-- Start DATA FOR THE TASK --

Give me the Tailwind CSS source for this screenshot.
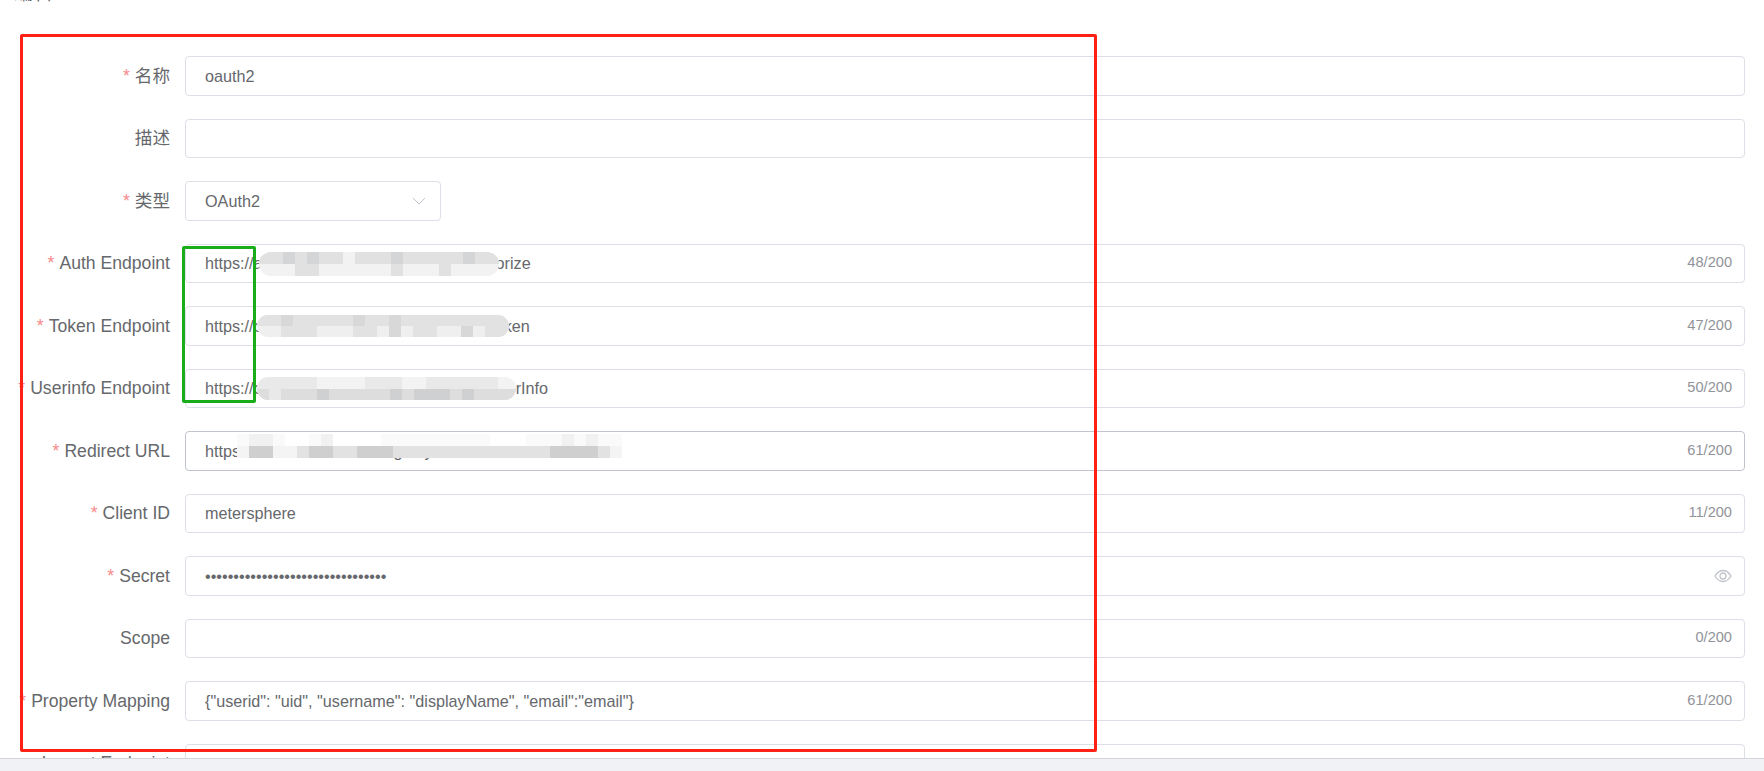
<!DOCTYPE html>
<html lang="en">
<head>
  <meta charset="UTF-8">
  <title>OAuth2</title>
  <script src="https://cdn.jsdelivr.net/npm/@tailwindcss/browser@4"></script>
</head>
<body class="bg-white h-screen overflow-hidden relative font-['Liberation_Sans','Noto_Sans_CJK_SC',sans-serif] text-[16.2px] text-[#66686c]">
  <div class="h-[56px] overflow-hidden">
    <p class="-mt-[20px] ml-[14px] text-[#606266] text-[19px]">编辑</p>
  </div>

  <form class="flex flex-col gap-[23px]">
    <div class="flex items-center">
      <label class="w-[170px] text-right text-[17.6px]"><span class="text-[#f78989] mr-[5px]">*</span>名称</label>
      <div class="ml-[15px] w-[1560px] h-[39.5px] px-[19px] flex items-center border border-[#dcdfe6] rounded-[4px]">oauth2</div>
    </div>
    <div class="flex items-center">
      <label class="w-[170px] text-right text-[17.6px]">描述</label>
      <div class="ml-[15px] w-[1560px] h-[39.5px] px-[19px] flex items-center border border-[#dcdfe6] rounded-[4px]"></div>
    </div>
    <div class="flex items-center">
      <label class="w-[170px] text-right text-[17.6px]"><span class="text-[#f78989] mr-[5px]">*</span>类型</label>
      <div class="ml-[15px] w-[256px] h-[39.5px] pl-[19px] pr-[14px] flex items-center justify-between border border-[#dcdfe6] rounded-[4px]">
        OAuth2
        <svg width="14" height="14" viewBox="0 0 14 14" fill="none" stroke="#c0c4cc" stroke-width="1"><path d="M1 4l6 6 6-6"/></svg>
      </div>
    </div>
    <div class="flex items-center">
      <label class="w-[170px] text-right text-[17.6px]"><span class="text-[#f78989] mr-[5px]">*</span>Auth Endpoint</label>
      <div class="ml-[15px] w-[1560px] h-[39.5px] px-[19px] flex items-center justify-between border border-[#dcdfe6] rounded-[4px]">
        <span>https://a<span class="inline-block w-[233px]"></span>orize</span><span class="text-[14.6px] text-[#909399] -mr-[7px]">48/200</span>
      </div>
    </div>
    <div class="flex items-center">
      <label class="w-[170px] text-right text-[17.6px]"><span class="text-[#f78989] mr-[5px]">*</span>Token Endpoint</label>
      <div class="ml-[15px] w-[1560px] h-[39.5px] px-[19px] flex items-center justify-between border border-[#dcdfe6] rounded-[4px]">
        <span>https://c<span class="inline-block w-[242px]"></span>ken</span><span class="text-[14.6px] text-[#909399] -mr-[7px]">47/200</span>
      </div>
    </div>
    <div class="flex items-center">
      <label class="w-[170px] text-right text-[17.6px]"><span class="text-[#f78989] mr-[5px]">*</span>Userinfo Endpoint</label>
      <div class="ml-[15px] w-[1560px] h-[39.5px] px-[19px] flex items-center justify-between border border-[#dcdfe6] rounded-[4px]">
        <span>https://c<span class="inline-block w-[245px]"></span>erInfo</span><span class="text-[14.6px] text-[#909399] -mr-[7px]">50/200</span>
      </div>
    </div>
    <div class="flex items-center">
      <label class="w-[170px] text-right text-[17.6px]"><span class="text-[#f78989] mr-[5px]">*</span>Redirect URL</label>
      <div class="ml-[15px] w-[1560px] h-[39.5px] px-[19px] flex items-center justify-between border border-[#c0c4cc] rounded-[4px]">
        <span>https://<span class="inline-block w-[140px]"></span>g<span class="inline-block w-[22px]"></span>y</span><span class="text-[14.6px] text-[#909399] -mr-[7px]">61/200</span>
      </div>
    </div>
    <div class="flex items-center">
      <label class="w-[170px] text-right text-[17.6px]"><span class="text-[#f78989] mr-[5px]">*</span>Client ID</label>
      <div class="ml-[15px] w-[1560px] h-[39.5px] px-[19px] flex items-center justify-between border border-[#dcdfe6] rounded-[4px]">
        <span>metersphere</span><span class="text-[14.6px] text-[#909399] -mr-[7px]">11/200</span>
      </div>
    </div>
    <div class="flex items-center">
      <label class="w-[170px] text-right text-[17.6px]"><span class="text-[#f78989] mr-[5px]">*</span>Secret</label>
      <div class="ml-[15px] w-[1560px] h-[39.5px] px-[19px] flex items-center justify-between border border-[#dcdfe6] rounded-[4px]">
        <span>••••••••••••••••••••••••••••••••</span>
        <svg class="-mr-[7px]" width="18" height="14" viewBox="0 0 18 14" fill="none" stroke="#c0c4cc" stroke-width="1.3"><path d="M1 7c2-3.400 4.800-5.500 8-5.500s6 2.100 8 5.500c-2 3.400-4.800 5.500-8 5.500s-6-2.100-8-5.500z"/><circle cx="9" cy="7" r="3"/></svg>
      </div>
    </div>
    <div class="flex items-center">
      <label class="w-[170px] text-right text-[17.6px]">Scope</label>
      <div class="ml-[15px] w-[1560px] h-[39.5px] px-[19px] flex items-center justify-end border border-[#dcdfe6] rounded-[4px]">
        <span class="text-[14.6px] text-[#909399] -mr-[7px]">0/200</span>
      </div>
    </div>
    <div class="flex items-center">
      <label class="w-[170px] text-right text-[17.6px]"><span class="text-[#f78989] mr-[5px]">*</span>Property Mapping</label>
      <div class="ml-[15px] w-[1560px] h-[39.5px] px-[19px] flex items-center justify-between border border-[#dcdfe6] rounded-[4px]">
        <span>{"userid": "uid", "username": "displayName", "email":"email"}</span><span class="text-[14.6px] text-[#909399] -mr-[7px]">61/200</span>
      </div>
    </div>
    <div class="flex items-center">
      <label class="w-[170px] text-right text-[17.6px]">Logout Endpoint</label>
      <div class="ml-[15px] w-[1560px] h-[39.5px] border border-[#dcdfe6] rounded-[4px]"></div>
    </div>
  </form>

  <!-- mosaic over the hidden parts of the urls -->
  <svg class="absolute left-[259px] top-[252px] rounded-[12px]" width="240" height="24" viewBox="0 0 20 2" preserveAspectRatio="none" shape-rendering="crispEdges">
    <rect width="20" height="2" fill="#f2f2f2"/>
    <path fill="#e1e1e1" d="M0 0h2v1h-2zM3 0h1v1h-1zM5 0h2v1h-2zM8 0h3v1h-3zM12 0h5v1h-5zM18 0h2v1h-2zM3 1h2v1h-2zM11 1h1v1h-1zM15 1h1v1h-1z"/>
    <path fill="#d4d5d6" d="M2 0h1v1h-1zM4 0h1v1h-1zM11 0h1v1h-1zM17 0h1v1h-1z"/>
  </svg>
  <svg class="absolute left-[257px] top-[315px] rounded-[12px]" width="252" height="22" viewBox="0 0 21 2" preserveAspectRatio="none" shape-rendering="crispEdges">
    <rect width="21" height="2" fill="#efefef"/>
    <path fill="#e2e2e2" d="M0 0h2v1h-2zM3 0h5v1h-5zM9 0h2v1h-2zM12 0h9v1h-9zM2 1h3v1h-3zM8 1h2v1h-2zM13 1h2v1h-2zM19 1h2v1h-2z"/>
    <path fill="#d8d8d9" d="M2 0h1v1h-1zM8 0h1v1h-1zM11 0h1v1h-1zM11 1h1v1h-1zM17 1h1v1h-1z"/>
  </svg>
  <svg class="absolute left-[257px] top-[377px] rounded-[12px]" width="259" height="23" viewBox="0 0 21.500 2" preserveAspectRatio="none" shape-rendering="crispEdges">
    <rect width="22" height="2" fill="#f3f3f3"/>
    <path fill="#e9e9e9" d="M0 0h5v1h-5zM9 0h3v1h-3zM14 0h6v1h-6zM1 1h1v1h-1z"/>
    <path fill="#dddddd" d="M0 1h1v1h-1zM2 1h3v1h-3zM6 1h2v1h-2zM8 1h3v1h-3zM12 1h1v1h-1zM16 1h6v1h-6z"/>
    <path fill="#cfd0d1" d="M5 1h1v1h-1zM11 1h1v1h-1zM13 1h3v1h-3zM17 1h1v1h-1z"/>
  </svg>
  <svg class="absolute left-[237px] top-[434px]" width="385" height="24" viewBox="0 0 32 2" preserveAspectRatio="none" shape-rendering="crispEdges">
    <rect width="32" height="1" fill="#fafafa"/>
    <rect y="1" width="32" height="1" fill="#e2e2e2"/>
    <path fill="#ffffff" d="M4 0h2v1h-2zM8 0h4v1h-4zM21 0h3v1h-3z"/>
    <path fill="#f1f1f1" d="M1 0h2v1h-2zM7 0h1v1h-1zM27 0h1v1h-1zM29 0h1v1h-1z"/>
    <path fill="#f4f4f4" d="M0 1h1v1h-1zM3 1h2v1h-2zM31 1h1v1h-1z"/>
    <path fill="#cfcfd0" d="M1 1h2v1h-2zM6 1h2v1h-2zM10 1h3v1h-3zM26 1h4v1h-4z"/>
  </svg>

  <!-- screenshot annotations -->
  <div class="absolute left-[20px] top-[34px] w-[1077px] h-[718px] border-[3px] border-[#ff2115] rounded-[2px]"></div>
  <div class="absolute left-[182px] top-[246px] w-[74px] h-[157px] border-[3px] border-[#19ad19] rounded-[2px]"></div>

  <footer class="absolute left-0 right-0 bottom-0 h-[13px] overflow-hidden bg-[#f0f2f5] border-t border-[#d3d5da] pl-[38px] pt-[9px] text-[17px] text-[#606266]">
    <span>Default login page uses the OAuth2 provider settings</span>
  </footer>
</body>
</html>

-- End DATA FOR THE TASK --
-- Start DATA FOR THE TASK --

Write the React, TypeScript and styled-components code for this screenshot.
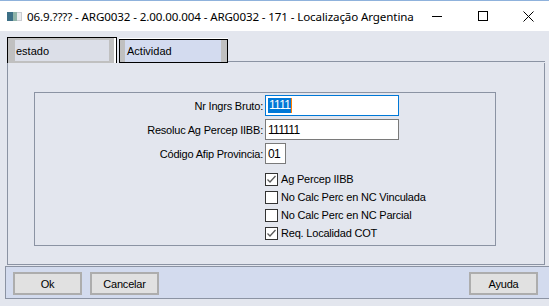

-- End DATA FOR THE TASK --

AIM: Find "screenshot". Copy every line it occurs in.

WRITTEN ANSWER:
Give me the Tailwind CSS source for this screenshot.
  <!-- screenshot annotations -->
Write the React, TypeScript and styled-components code for this screenshot.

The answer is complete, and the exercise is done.